Season, Availability, and Pricing

Red king crab season in the Bering Sea typically runs October through January, with specific dates set by the Alaska Department of Fish and Game based on annual stock assessments. The harvest is quota-managed to protect population sustainability, and recent years have seen significant quota reductions as the fishery management responds to climate-driven changes in crab abundance. Restaurant availability of fresh red king crab peaks in winter and spring; summer visitors will often find last season’s frozen product or the more readily available golden king.

Pricing is transparent but not cheap. In Alaska, expect to pay $60–$100 per pound for red king crab legs at restaurants, and $40–$70 per pound at retail fish markets for take-home frozen. These prices are 30–50% below what the same product commands at comparable restaurants in major U.S. cities — a genuine discount that reflects proximity to source. Blue king, when available, commands a premium over red; golden king typically runs $20–$40 less per pound.

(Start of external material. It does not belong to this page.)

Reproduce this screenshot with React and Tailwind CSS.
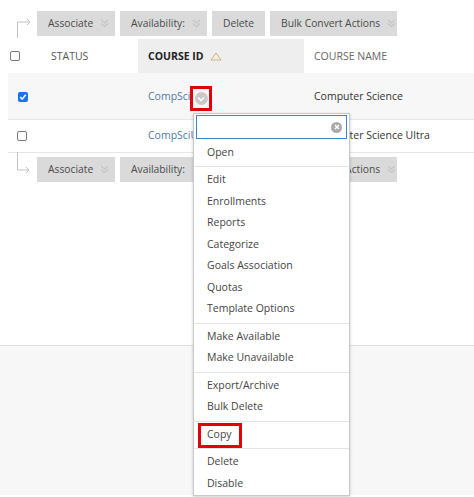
import React from 'react';

const font = { fontFamily: '"Open Sans", "Liberation Sans", sans-serif' };

// two stacked chevrons used on the gray action buttons
const DoubleChevron = () => (
  <svg width="9" height="9" viewBox="0 0 9 9" fill="none" stroke="#c4c4c4" strokeWidth="1.1">
    <polyline points="1,1 4.5,4 8,1" />
    <polyline points="1,4.5 4.5,7.5 8,4.5" />
  </svg>
);

const ActionButton = ({ label, width, chevron = true }) => (
  <div
    className={`flex items-center h-[25px] bg-[#dadada] text-[#4a4a4a] text-[10.3px] ${width} ${
      chevron ? 'pl-[11px] gap-[7px]' : 'justify-center'
    }`}
  >
    <span className="whitespace-nowrap">{label}</span>
    {chevron && <DoubleChevron />}
  </div>
);

const ActionBar = ({ top }) => (
  <div className="flex items-center">
    <div className="w-[37px] h-[25px] shrink-0">
      {top ? (
        <svg width="37" height="25" overflow="visible" fill="none" stroke="#c2c2c2" strokeWidth="1">
          <polyline points="17.5,27 17.5,11 30,11" />
          <polyline points="27,8 30,11 27,14" />
        </svg>
      ) : (
        <svg width="37" height="25" overflow="visible" fill="none" stroke="#c2c2c2" strokeWidth="1">
          <polyline points="17.5,-5 17.5,13 29,13" />
          <polyline points="26,10 29,13 26,16" />
        </svg>
      )}
    </div>
    <div className="flex gap-[5px]">
      <ActionButton label="Associate" width="w-[78px]" />
      <ActionButton label="Availability:" width="w-[87px]" />
      <ActionButton label="Delete" width="w-[53px]" chevron={false} />
      <ActionButton label="Bulk Convert Actions" width="w-[127px]" />
    </div>
  </div>
);

const Checkbox = ({ checked }) =>
  checked ? (
    <div className="w-[10px] h-[10px] rounded-[2px] bg-[#1a73e8] flex items-center justify-center">
      <svg width="8" height="8" viewBox="0 0 8 8" fill="none" stroke="white" strokeWidth="1.6">
        <polyline points="1.2,4.2 3.2,6 6.8,1.8" />
      </svg>
    </div>
  ) : (
    <div className="w-[10px] h-[10px] rounded-[2px] border border-[#7a7a7a] bg-white" />
  );

const menuGroups = [
  ['Open'],
  ['Edit', 'Enrollments', 'Reports', 'Categorize', 'Goals Association', 'Quotas', 'Template Options'],
  ['Make Available', 'Make Unavailable'],
  ['Export/Archive', 'Bulk Delete'],
  ['Copy'],
  ['Delete', 'Disable'],
];

export default function App() {
  return (
    <div className="relative w-[474px] h-[497px] bg-white overflow-hidden" style={font}>
      <div className="pt-[11px]">
        <ActionBar top />
      </div>

      {/* header */}
      <div className="mt-[3px] flex h-[34px] items-stretch text-[10.5px]">
        <div className="w-[40px] pl-[10px] flex items-center">
          <Checkbox />
        </div>
        <div className="w-[98px] pl-[11px] pt-[1px] flex items-center text-[#555]">STATUS</div>
        <div className="w-[166px] pl-[10px] pt-[1px] flex items-center gap-[6px] bg-[#eeeeee] font-bold text-[#222]">
          COURSE ID
          <svg width="12" height="9" viewBox="0 0 12 9">
            <polygon points="6,1 11,8 1,8" fill="#f3eedf" stroke="#c9b482" strokeWidth="1" />
          </svg>
        </div>
        <div className="flex-1 pl-[10px] pt-[1px] flex items-center text-[#666]">COURSE NAME</div>
      </div>

      {/* rows */}
      <div className="ml-[8px] flex h-[47px] items-center bg-[#f7f7f7] border-b border-[#e6e6e6] text-[10.5px]">
        <div className="w-[32px] pl-[10px] pt-[1px] flex items-center">
          <Checkbox checked />
        </div>
        <div className="w-[98px]" />
        <div className="relative w-[166px] pl-[10px] pt-[2px] h-full flex items-center text-[#4f7aa6]">
          CompSci
          <div className="absolute left-[52px] top-[13px] w-[22px] h-[25px] border-[3px] border-[#e3000b] bg-[#f7f7f7] flex items-center justify-center">
            <div className="w-[13px] h-[13px] rounded-full bg-[#c9c9c9] flex items-center justify-center">
              <svg width="8" height="6" viewBox="0 0 8 6" fill="none" stroke="white" strokeWidth="1.5">
                <polyline points="1,1.5 4,4.5 7,1.5" />
              </svg>
            </div>
          </div>
        </div>
        <div className="flex-1 pl-[10px] pt-[2px] text-[#333]">Computer Science</div>
      </div>
      <div className="ml-[8px] flex h-[33px] items-center border-b border-[#e6e6e6] text-[10.5px]">
        <div className="w-[32px] pl-[9px] flex items-center">
          <Checkbox />
        </div>
        <div className="w-[98px]" />
        <div className="w-[166px] pl-[10px] text-[#4f7aa6] whitespace-nowrap">CompSciUltra</div>
        <div className="flex-1 pl-[10px] text-[#333] whitespace-nowrap">Computer Science Ultra</div>
      </div>

      <div className="mt-[4px]">
        <ActionBar />
      </div>

      <div className="mt-[163px] h-[150px] bg-[#f7f7f7] border-t border-[#dedede]" />

      {/* context menu */}
      <div className="absolute left-[193px] top-[113px] w-[157px] h-[383px] bg-white border border-[#c9c9c9] shadow-[0_1px_3px_rgba(0,0,0,0.2)] text-[10.5px] text-[#444]">
        <div className="px-[2px] pt-[1px]">
          <div className="h-[24px] border-[1.5px] border-[#3b86c6] flex items-center justify-end pr-[4px]">
            <div className="w-[11px] h-[11px] rounded-full bg-[#a9a9a9] flex items-center justify-center">
              <svg width="6" height="6" viewBox="0 0 6 6" stroke="white" strokeWidth="1.4">
                <line x1="1" y1="1" x2="5" y2="5" />
                <line x1="5" y1="1" x2="1" y2="5" />
              </svg>
            </div>
          </div>
        </div>
        {menuGroups.map((group, gi) => (
          <div
            key={gi}
            className={`py-[2.5px] ${gi < menuGroups.length - 1 ? 'border-b border-[#e4e4e4]' : ''} ${
              gi === 0 ? 'pt-[3px]' : ''
            }`}
          >
            {group.map((item) => (
              <div key={item} className="relative h-[21.5px] pl-[13px] flex items-center whitespace-nowrap">
                {item}
                {item === 'Copy' && (
                  <div className="absolute left-[4px] top-[-1px] w-[44px] h-[25px] border-[3px] border-[#e3000b]" />
                )}
              </div>
            ))}
          </div>
        ))}
      </div>
    </div>
  );
}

Crab and the Alaska Resource Economy

Every Alaskan resident receives an annual Alaska Permanent Fund Dividend — a direct payment from the state’s resource royalty fund, built primarily from oil revenues but representative of a broader principle: Alaska’s natural resources belong to its residents, and the commercial harvest of those resources generates public wealth. The commercial crab fishery contributes to this framework through state landing taxes, license fees, and the broader economic activity it creates in fishing communities from Dutch Harbor to Kodiak. When an Alaska visitor pays $80 for a plate of king crab legs, a fraction of that transaction flows back into the economic system that keeps fishing communities operational and Alaska’s resource management funded. Eating king crab in Alaska is, in a small way, participating in the economy that makes the fishery possible.